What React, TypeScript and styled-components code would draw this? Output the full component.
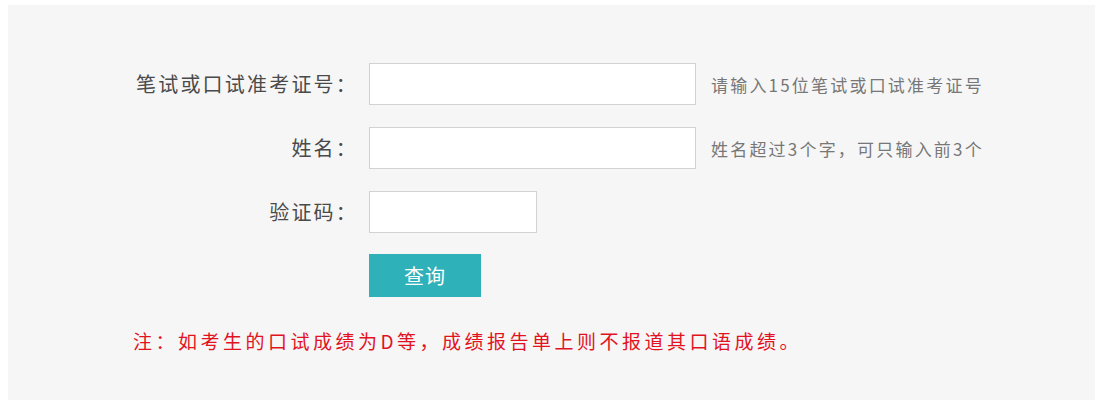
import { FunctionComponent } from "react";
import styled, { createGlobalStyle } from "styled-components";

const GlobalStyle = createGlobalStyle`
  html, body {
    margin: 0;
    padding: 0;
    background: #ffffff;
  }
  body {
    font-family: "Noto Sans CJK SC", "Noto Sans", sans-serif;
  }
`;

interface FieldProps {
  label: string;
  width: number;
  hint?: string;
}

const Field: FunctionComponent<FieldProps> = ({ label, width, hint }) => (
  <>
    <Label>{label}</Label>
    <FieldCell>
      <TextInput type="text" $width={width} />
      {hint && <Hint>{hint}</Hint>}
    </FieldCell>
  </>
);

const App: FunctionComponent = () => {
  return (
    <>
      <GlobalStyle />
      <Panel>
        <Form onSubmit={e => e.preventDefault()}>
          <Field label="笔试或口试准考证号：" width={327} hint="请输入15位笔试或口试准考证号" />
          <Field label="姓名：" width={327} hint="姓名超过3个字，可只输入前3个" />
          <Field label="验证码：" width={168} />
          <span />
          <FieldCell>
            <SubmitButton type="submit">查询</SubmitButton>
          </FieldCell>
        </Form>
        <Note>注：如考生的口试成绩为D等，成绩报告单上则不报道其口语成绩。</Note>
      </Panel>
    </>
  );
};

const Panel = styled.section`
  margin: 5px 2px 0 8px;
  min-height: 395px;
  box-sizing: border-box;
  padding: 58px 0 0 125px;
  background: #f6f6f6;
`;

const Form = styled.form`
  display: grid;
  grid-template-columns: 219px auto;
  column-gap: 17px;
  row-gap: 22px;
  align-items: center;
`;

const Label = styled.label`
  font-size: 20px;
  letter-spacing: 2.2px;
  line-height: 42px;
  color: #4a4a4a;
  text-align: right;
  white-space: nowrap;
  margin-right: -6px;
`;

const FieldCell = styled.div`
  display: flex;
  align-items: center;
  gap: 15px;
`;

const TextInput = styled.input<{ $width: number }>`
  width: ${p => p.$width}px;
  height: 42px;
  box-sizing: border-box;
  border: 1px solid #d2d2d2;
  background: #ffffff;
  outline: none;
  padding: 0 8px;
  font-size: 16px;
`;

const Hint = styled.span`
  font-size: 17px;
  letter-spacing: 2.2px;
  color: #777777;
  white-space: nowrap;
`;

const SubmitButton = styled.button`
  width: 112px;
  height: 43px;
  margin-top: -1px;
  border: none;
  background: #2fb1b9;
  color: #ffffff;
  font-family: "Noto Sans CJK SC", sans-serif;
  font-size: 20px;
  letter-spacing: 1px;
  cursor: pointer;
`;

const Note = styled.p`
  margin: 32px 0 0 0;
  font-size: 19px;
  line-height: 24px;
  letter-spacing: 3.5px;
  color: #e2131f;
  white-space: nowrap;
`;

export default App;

_____

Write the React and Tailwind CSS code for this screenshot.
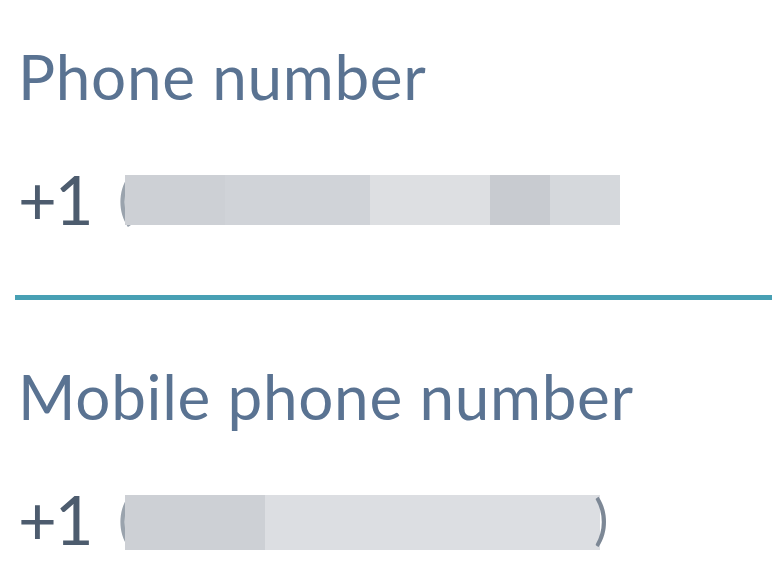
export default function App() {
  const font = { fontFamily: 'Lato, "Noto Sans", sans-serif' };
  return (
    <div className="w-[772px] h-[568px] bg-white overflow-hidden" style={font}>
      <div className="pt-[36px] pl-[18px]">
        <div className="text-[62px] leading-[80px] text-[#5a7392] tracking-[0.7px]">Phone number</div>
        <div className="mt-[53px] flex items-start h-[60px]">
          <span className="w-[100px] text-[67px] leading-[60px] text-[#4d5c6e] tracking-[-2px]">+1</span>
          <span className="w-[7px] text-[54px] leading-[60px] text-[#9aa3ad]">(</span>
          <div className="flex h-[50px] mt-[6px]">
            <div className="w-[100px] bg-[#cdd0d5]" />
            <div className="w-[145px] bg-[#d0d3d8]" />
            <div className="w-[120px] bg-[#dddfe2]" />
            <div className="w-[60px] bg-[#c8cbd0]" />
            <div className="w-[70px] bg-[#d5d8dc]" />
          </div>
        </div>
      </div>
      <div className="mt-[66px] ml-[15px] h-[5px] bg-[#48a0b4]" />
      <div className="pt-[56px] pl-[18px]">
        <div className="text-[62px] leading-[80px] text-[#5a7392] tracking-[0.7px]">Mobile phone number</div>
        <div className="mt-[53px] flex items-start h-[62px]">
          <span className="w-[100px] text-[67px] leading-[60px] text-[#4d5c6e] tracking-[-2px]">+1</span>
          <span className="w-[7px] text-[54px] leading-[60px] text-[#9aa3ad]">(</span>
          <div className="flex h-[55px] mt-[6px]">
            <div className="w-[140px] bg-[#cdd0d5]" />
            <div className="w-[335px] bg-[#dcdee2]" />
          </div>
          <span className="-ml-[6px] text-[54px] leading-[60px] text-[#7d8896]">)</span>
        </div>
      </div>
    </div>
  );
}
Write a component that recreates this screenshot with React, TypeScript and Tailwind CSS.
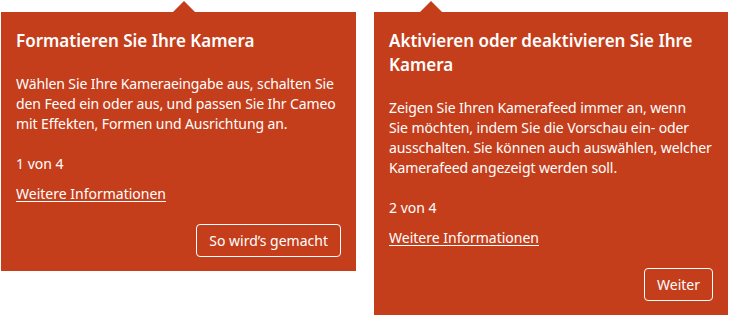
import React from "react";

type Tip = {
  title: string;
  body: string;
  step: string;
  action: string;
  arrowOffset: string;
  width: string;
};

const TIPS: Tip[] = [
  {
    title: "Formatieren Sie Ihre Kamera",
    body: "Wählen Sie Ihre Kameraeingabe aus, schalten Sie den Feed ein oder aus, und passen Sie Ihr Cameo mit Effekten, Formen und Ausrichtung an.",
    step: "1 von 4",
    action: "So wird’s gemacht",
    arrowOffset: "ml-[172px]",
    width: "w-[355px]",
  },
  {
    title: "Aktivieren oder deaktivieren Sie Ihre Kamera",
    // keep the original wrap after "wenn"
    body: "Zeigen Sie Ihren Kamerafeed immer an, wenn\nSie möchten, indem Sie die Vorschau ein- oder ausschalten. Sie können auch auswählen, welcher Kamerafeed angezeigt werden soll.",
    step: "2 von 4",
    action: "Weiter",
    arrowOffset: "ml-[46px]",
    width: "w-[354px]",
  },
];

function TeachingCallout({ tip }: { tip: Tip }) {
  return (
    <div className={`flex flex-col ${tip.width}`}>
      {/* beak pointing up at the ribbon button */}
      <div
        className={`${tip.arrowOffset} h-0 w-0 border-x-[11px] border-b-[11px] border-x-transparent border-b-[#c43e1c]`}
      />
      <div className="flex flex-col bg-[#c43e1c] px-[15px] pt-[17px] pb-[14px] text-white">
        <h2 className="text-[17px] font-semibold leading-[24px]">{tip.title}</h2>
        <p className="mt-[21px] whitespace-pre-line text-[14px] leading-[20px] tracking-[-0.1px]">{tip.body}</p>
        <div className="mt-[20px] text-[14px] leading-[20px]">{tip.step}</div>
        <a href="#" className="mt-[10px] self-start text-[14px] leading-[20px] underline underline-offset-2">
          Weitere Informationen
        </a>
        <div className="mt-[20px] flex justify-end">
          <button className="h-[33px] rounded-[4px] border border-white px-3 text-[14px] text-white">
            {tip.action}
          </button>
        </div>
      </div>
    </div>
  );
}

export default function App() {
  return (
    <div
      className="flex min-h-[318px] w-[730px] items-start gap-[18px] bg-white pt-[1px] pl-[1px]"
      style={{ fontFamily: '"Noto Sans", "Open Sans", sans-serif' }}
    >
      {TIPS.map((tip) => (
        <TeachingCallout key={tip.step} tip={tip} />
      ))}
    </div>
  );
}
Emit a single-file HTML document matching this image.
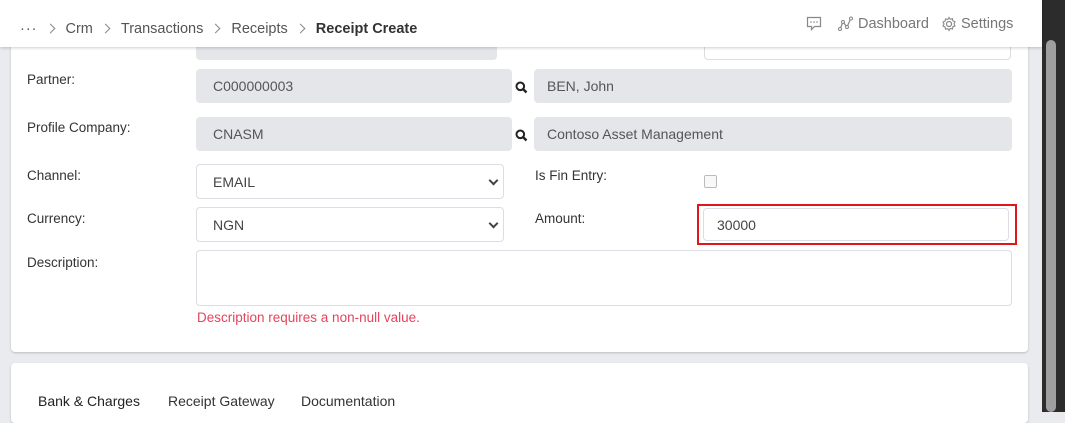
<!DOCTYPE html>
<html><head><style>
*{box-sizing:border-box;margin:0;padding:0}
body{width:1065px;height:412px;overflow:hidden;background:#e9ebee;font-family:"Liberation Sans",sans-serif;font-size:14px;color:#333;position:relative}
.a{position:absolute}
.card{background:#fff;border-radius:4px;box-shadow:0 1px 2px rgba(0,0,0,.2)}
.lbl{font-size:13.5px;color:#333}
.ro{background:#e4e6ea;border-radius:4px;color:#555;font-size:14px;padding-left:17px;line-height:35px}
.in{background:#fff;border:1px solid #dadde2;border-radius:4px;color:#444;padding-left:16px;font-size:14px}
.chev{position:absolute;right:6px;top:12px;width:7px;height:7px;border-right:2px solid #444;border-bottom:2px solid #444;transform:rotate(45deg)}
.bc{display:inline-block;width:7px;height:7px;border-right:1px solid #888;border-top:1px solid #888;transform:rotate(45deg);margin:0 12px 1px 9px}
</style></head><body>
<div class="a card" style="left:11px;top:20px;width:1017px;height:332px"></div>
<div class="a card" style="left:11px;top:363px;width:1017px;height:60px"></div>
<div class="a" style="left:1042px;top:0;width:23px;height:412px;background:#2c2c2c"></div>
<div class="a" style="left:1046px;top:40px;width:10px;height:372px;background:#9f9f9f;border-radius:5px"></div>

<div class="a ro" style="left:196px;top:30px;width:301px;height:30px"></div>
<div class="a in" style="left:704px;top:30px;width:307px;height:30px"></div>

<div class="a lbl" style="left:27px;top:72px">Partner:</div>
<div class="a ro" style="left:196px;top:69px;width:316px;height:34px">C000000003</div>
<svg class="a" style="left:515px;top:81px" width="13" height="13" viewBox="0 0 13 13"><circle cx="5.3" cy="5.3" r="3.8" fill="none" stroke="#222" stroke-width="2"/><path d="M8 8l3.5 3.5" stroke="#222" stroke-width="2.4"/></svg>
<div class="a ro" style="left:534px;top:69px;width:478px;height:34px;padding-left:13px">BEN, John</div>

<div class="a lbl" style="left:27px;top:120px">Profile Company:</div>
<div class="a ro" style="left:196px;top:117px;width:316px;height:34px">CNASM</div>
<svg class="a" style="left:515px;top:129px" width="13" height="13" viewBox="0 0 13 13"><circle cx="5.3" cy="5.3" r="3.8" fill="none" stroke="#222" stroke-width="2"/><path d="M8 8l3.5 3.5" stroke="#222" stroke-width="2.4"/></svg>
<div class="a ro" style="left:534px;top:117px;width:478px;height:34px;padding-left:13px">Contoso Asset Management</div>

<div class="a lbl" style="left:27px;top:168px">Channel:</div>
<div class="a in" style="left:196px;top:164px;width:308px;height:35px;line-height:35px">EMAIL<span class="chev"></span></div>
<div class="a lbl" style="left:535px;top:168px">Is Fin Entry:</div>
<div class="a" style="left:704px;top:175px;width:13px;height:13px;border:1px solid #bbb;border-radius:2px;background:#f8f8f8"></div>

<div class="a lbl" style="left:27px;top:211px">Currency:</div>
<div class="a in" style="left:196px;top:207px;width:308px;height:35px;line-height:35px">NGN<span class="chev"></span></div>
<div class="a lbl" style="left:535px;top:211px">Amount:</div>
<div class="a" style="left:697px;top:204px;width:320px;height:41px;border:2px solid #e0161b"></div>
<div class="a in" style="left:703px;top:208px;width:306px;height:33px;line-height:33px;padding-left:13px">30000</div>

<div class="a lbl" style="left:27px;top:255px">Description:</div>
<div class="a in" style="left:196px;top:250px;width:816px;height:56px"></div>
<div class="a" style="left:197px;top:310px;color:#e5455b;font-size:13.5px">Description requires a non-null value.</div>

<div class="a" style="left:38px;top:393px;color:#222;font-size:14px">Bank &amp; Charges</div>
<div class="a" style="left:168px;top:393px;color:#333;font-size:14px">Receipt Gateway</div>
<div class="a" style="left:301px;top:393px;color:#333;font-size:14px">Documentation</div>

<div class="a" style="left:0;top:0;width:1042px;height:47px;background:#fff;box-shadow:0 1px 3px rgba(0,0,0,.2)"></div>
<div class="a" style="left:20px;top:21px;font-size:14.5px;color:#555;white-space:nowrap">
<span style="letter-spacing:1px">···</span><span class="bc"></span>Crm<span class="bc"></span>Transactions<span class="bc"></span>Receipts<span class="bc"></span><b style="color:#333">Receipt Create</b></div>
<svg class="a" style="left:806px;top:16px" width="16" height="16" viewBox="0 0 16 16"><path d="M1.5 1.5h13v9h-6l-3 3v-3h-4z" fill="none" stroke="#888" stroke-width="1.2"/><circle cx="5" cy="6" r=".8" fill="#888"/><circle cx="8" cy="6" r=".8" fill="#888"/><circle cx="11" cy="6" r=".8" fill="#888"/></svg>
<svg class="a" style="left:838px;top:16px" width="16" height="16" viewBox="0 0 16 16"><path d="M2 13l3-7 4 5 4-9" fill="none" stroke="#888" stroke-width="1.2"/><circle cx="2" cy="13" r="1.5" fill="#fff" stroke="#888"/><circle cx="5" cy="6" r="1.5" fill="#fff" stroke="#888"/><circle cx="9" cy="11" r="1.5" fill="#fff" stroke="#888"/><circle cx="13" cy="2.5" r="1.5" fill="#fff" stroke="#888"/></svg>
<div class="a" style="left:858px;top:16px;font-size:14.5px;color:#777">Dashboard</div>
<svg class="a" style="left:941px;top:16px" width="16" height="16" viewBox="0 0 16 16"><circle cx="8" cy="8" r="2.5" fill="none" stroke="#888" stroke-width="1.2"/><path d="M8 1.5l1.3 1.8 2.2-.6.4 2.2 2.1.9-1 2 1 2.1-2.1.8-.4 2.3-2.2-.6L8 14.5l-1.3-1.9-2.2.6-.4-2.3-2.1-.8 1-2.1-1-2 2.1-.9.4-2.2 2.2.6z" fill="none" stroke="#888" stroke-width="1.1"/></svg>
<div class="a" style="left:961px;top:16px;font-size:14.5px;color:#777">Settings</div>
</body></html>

_____

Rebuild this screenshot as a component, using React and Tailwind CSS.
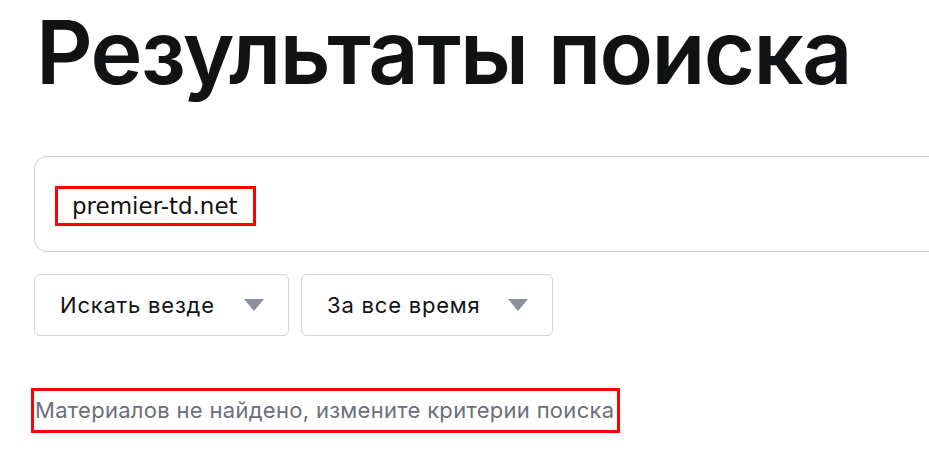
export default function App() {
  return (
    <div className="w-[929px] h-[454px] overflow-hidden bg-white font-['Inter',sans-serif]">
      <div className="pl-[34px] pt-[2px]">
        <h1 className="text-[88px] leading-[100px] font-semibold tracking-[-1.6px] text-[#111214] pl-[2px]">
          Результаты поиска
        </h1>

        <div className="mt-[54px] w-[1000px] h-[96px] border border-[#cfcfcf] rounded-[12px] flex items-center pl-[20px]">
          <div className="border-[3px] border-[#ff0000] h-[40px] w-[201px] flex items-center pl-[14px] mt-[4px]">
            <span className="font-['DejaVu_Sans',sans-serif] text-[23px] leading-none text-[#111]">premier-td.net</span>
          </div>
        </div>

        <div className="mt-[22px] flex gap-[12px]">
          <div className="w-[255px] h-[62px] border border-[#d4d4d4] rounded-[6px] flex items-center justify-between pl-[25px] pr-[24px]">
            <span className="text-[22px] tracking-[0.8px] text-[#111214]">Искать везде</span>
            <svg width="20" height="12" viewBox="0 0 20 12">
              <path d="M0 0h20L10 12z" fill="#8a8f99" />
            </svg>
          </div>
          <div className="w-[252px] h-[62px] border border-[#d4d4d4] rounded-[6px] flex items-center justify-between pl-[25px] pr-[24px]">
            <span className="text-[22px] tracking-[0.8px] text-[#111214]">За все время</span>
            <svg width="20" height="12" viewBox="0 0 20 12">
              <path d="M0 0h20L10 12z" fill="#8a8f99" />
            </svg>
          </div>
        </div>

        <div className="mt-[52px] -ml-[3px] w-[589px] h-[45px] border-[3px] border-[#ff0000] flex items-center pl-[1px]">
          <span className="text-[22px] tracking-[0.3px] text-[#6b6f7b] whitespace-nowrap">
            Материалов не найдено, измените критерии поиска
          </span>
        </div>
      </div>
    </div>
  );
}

_____

- [Task directions] Gather each line of the listing that holds the string "Write".

- [Reply]
Write the React and Tailwind CSS code for this screenshot.
Write a component that recreates this screenshot with React, TypeScript and Tailwind CSS.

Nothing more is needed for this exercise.